The development and growth of SMEs is essential for the alleviation of the current unemployment crisis in South Africa, which is accepted worldwide as a concept. However, knowing that something is the right thing to do and actually doing it are two very different notions, especially in the corporate world.
Although most companies start with profit making in mind, it is important to remember where one started and, once a success has been made of your enterprise, to assist other smaller businesses as much as possible.
When our company started in 2001, my partners and I had no start-up capital and had to take a R150 000 loan on 14 days repayment terms just to purchase stock. As a small business, it was greatly assisted by the suppliers that gave extended terms for payment, marketing assistance through the supply of signage, assistance was given with shopfitting, product training and back-up support.
Yet, despite the critical importance of small businesses, many companies remain 'in it for themselves' - whether it be suppliers not allowing small businesses terms for payment or clients not paying for work delivered - this is a mind-set that needs to change.
However, although there is a need for all businesses to assist in small business development, a balance is critical. One needs to be aware of the fact that, in certain cases, giving too much leniency or assistance can put one's own business at risk. There needs to be a balance between giving back by helping small businesses in their growth and protecting your own business' interests - operating at the middle of the spectrum and not at either end is essential.

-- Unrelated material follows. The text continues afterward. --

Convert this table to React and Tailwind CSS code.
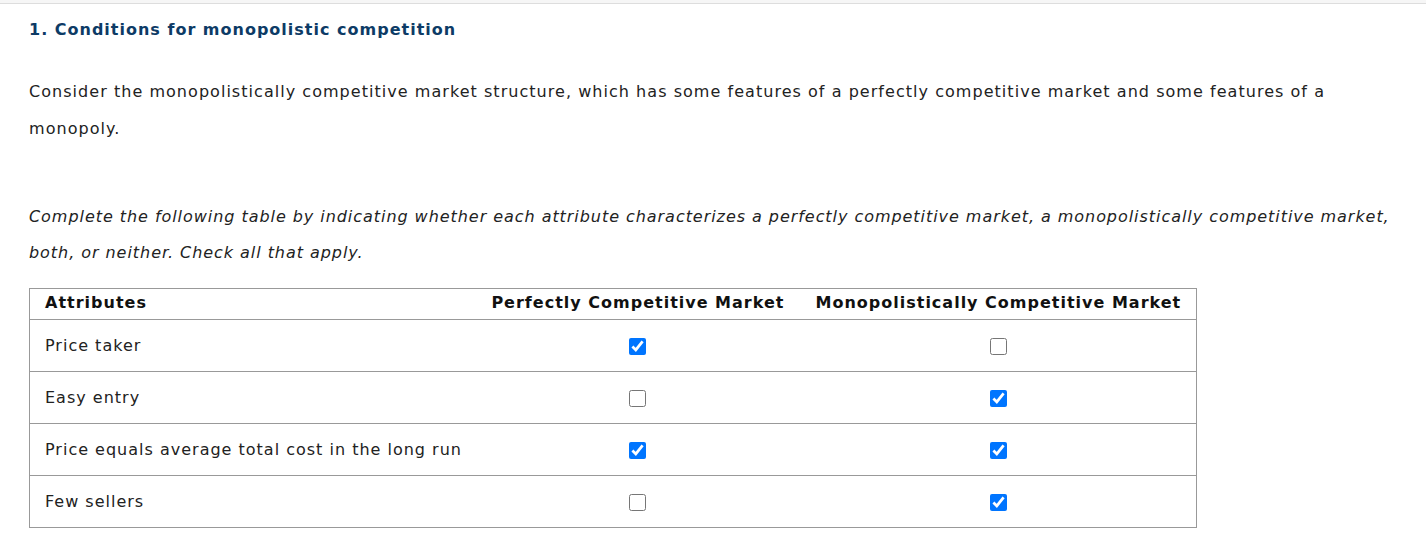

Some businesses may in fact actually be negatively affecting the growth of small businesses - whether knowingly or unknowingly. In the IT industry, for example, our company has distributors that it purchases products from in order to resell to the end users in its target market. However, some time ago, these distributors sold directly to the target market, cutting our company out of the loop and negatively affecting business in a severe way.
Helping hands needed
When considering whether or not small business development is of value, perhaps it is worth pointing out the difficult economic environment all business owners face. Although government is passionate about small business development, non-BEE companies are often left out of the loop when it comes to benefitting from this passion. In addition to this, banks are quick to penalise small companies, pulling the rug out from under their feet when they need the banks' assistance the most and, in light of the current economic crisis, this is crippling.
Had those companies not assisted us in the developing stage, who knows where the company would be today; with the limited help supplied by government and the lack of assistance from the banks, it is only business itself that can help small businesses in their growth.
The benefits of assisting small businesses are endless. Aside from the possible enterprise development points one can gain from such activity, being a part of assisting another person in making a success of their business and in turn them being able to create employment opportunities is benefit enough.
In addition, through assisting small businesses, close relationships can be built based on mutual trust and respect, resulting in a more amicable working environment for all involved. It is also, in many cases, much easier to work with small businesses as this usually involves a more personal relationship with the business, where one is often dealing with the managing director or CEO of the company. There is also less corporate red tape to navigate through.
Ways to empower
There are many ways in which to empower small businesses. Perhaps the most obvious form of empowerment is in the financial realm. For example, when big corporate suppliers provide small companies with price assistance when these small companies purchase goods from them for re-sale, this allows the small companies to make a better profit margin on the resale of those goods. Although this does not necessarily apply largely in the IT industry, mentorship can also be an invaluable tool in small business empowerment.
As a grateful, once small business, we consider small business development a necessity and it has become part of the company ethos. We endeavour to assist small businesses through donations, such as supplying computer equipment to small start-up businesses free of charge and by offering add on services, such as free delivery. We take on all clients, without having a preferential customer policy in place.
The benefits which the company endeavours to provide all that it works with, especially small businesses, are a personal touch, a strong focus on service delivery, flexible terms and conditions and personal relationships while operating under the motto of 'small enough to care, big enough to deliver'. If all businesses could provide this and other forms of assistance to small businesses, together a better economy and the reduction of unemployment could be achieved.